肩書きと自由
その相手の情報を多く持っているということは、単に客観的に確認するための事実というデータの一種を持っているということでしかなく、純粋な関係性の深さを表すものではないのであろう。そして、その情報という客観的事実の蓄積における肩書きという側面に、どれだけ依存するのか。また、世間の基準というものは、その後ろ盾は大きく、逆に、自分の基準というものは、常にリスクが付きまとう。
いわゆる自由という状態も、自己責任の拡充化でもある。その自己責任を全うできる様になれる、量であり、質の教育を同時に行わなければ、無責任とも言えるのであろう。同時に、何かしら少なからずの束縛の上で、存在という行為を可能にしているのであるから、自由という状態の実感は、単なる比較でしかない。

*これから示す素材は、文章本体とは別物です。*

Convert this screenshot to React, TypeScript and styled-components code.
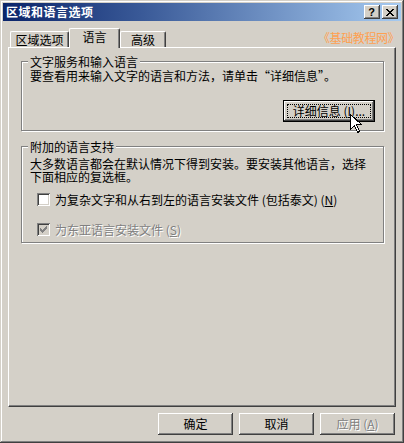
import React from "react";
import styled, { createGlobalStyle, css } from "styled-components";

const FONT = `"Noto Sans CJK SC", "Liberation Sans", sans-serif`;

const Global = createGlobalStyle`
  html, body { margin: 0; padding: 0; background: #d4d0c8; }
  * { box-sizing: border-box; }
`;

const Window = styled.div`
  position: relative;
  width: 404px;
  height: 443px;
  padding: 3px;
  background: #d4d0c8;
  box-shadow: inset -1px -1px #404040, inset 1px 1px #d4d0c8,
    inset -2px -2px #808080, inset 2px 2px #fff;
  display: flex;
  flex-direction: column;
  font-family: ${FONT};
  font-size: 12px;
  color: #000;
  overflow: hidden;
`;

const TitleBar = styled.div`
  height: 18px;
  display: flex;
  align-items: center;
  padding: 0 3px 0 3px;
  background: linear-gradient(to right, #0a246a 0%, #3a5a98 35%, #a6caf0 100%);
`;

const Title = styled.span`
  color: #fff;
  font-weight: bold;
  font-size: 12px;
  letter-spacing: 0.5px;
  line-height: 18px;
`;

const TitleButtons = styled.div`
  margin-left: auto;
  display: flex;
  gap: 2px;
`;

const raised = css`
  background: #d4d0c8;
  box-shadow: inset -1px -1px #404040, inset 1px 1px #fff,
    inset -2px -2px #808080, inset 2px 2px #d4d0c8;
`;

const CaptionButton = styled.div`
  ${raised};
  width: 16px;
  height: 14px;
  display: flex;
  align-items: center;
  justify-content: center;
  font-family: "Liberation Sans", sans-serif;
  font-weight: bold;
  font-size: 11px;
  line-height: 14px;
  padding-right: 1px;
`;

const Body = styled.div`
  flex: 1;
  display: flex;
  flex-direction: column;
  padding: 7px 5px 0 5px;
`;

const TabStrip = styled.div`
  height: 19px;
  display: flex;
  align-items: flex-end;
  padding-left: 2px;
  position: relative;
  z-index: 1;
`;

const Tab = styled.div<{ $active?: boolean; $w: number }>`
  width: ${(p) => p.$w}px;
  height: ${(p) => (p.$active ? 20 : 16)}px;
  margin-bottom: ${(p) => (p.$active ? -1 : 0)}px;
  padding-top: 1px;
  text-align: center;
  line-height: 14px;
  background: #d4d0c8;
  border-top: 1px solid #fff;
  border-left: 1px solid #fff;
  border-right: 1px solid #404040;
  border-radius: 2px 2px 0 0;
  box-shadow: inset -1px 0 #808080;
  position: relative;
  z-index: ${(p) => (p.$active ? 2 : 1)};
`;

const Panel = styled.div`
  height: 360px;
  border-top: 1px solid #fff;
  border-left: 1px solid #fff;
  border-right: 1px solid #404040;
  border-bottom: 1px solid #404040;
  box-shadow: inset -1px -1px #808080;
  padding: 7px 11px 0 12px;
  display: flex;
  flex-direction: column;
`;

const Group = styled.fieldset<{ $gap?: number; $pb: number }>`
  margin: ${(p) => p.$gap ?? 0}px 0 0 0;
  min-width: 0;
  border: 1px solid #808080;
  box-shadow: 1px 1px 0 #fff, inset 1px 1px 0 #fff;
  padding: 1px 8px ${(p) => p.$pb}px 8px;
`;

const Legend = styled.legend`
  padding: 0 2px;
  margin-left: -2px;
  line-height: 13px;
  background: #d4d0c8;
`;

const Text = styled.p<{ $lh: number; $mt?: number }>`
  margin: ${(p) => p.$mt ?? 0}px 0 0 0;
  line-height: ${(p) => p.$lh}px;
  white-space: nowrap;
`;

const ButtonRow = styled.div<{ $mt: number; $pr?: number }>`
  display: flex;
  justify-content: flex-end;
  gap: 6px;
  margin-top: ${(p) => p.$mt}px;
  padding-right: ${(p) => p.$pr ?? 0}px;
`;

const PushButton = styled.div<{ $w: number; $h: number; $disabled?: boolean }>`
  ${raised};
  width: ${(p) => p.$w}px;
  height: ${(p) => p.$h}px;
  display: flex;
  align-items: center;
  justify-content: center;
  line-height: 14px;
  ${(p) =>
    p.$disabled &&
    css`
      color: #808080;
      text-shadow: 1px 1px 0 #fff;
    `}
`;

const DefaultButton = styled.div`
  width: 92px;
  height: 22px;
  border: 1px solid #000;
  background: #d4d0c8;
  box-shadow: inset -1px -1px #404040, inset 1px 1px #fff,
    inset -2px -2px #808080, inset 2px 2px #d4d0c8;
  padding: 3px;
  display: flex;
`;

const FocusRing = styled.span`
  flex: 1;
  border: 1px dotted #000;
  display: flex;
  align-items: center;
  justify-content: center;
  line-height: 12px;
`;

const CheckRow = styled.div<{ $mt: number; $disabled?: boolean }>`
  display: flex;
  align-items: center;
  height: 13px;
  margin-top: ${(p) => p.$mt}px;
  padding-left: 7px;
  ${(p) =>
    p.$disabled &&
    css`
      color: #808080;
      text-shadow: 1px 1px 0 #fff;
    `}
`;

const CheckBox = styled.span<{ $disabled?: boolean }>`
  width: 13px;
  height: 13px;
  flex: none;
  background: ${(p) => (p.$disabled ? "#d4d0c8" : "#fff")};
  box-shadow: inset 1px 1px #808080, inset -1px -1px #fff,
    inset 2px 2px #404040, inset -2px -2px #d4d0c8;
  display: flex;
  align-items: center;
  justify-content: center;
`;

const CheckLabel = styled.span`
  margin-left: 5px;
  line-height: 13px;
  white-space: nowrap;
`;

const Key = styled.u`
  text-decoration-thickness: 1px;
  text-underline-offset: 1px;
`;

const Watermark = styled.div`
  position: absolute;
  left: 318px;
  top: 31px;
  color: #ffa050;
  font-size: 12px;
  letter-spacing: -0.4px;
  line-height: 14px;
  white-space: nowrap;
`;

const Cursor = styled.svg`
  position: absolute;
  left: 350px;
  top: 114px;
`;

export default function App() {
  return (
    <>
      <Global />
      <Window>
        <TitleBar>
          <Title>区域和语言选项</Title>
          <TitleButtons>
            <CaptionButton>?</CaptionButton>
            <CaptionButton>
              <svg width="8" height="7" viewBox="0 0 8 7" shapeRendering="crispEdges">
                <path
                  d="M0 0h2v1H0zM6 0h2v1H6zM1 1h2v1H1zM5 1h2v1H5zM2 2h4v1H2zM3 3h2v1H3zM2 4h4v1H2zM1 5h2v1H1zM5 5h2v1H5zM0 6h2v1H0zM6 6h2v1H6z"
                  fill="#000"
                />
              </svg>
            </CaptionButton>
          </TitleButtons>
        </TitleBar>
        <Body>
          <TabStrip>
            <Tab $w={59}>区域选项</Tab>
            <Tab $w={51} $active>
              语言
            </Tab>
            <Tab $w={46}>高级</Tab>
          </TabStrip>
          <Panel>
            <Group $pb={8}>
              <Legend>文字服务和输入语言</Legend>
              <Text $lh={14}>要查看用来输入文字的语言和方法，请单击“详细信息”。</Text>
              <ButtonRow $mt={17}>
                <DefaultButton>
                  <FocusRing>
                    详细信息 (<Key>I</Key>)...
                  </FocusRing>
                </DefaultButton>
              </ButtonRow>
            </Group>
            <Group $gap={9} $pb={6}>
              <Legend>附加的语言支持</Legend>
              <Text $lh={13} $mt={3}>
                大多数语言都会在默认情况下得到安装。要安装其他语言，选择
                <br />
                下面相应的复选框。
              </Text>
              <CheckRow $mt={10}>
                <CheckBox />
                <CheckLabel>
                  为复杂文字和从右到左的语言安装文件 (包括泰文) (<Key>N</Key>)
                </CheckLabel>
              </CheckRow>
              <CheckRow $mt={17} $disabled>
                <CheckBox $disabled>
                  <svg width="7" height="7" viewBox="0 0 7 7" shapeRendering="crispEdges">
                    <path
                      d="M6 0h1v3H6zM5 1h1v3H5zM4 2h1v3H4zM3 3h1v3H3zM2 4h1v3H2zM1 3h1v3H1zM0 2h1v3H0z"
                      fill="#808080"
                    />
                  </svg>
                </CheckBox>
                <CheckLabel>
                  为东亚语言安装文件 (<Key>S</Key>)
                </CheckLabel>
              </CheckRow>
            </Group>
          </Panel>
          <ButtonRow $mt={6} $pr={1}>
            <PushButton $w={75} $h={22}>确定</PushButton>
            <PushButton $w={75} $h={22}>取消</PushButton>
            <PushButton $w={75} $h={22} $disabled>
              应用 (<Key>A</Key>)
            </PushButton>
          </ButtonRow>
        </Body>
        <Watermark>《基础教程网》</Watermark>
        <Cursor width="13" height="20" viewBox="0 0 13 20" shapeRendering="crispEdges">
          <path
            d="M0.5 0.5 L0.5 15.5 L4.5 11.5 L7.5 18.5 L9.5 17.5 L6.5 10.5 L11.5 10.5 Z"
            fill="#fff"
            stroke="#000"
            strokeWidth="1"
          />
        </Cursor>
      </Window>
    </>
  );
}
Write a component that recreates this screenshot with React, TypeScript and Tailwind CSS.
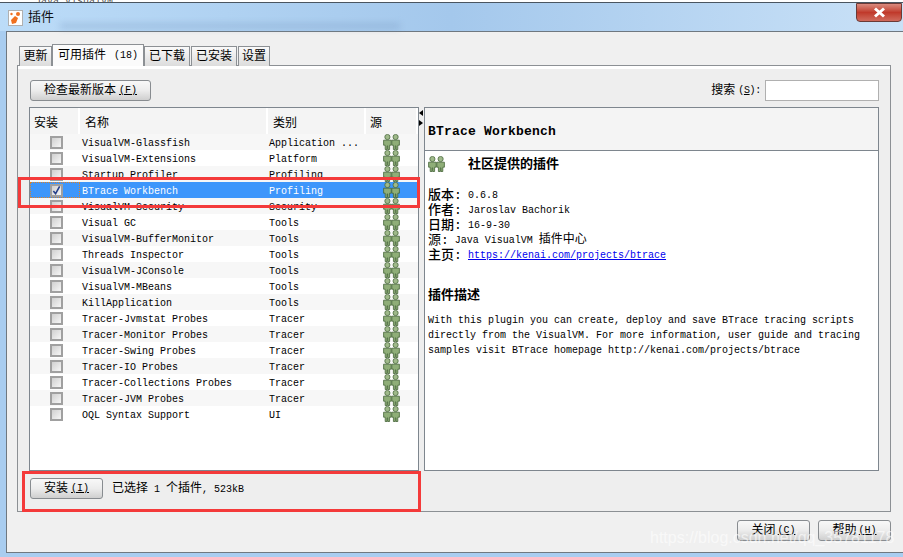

自由を与えるというのは、その束縛する為の枠の調整における、広げるという選択である。そして、その按配を相手が好むかどうかは、限らず、同時に、より自由な状態が、常に素晴らしいとは限らない。
その枠の調整を、管理する側が管理される側にするというのは、ある種の表面的な変化であり、本質的な枠の変化は、その社会という一つの自我が、その中の数多の要素との関係性の中で、変容していくものなのかもしれない。
そして、人間は、その中の要素の一つでしかないのであろう。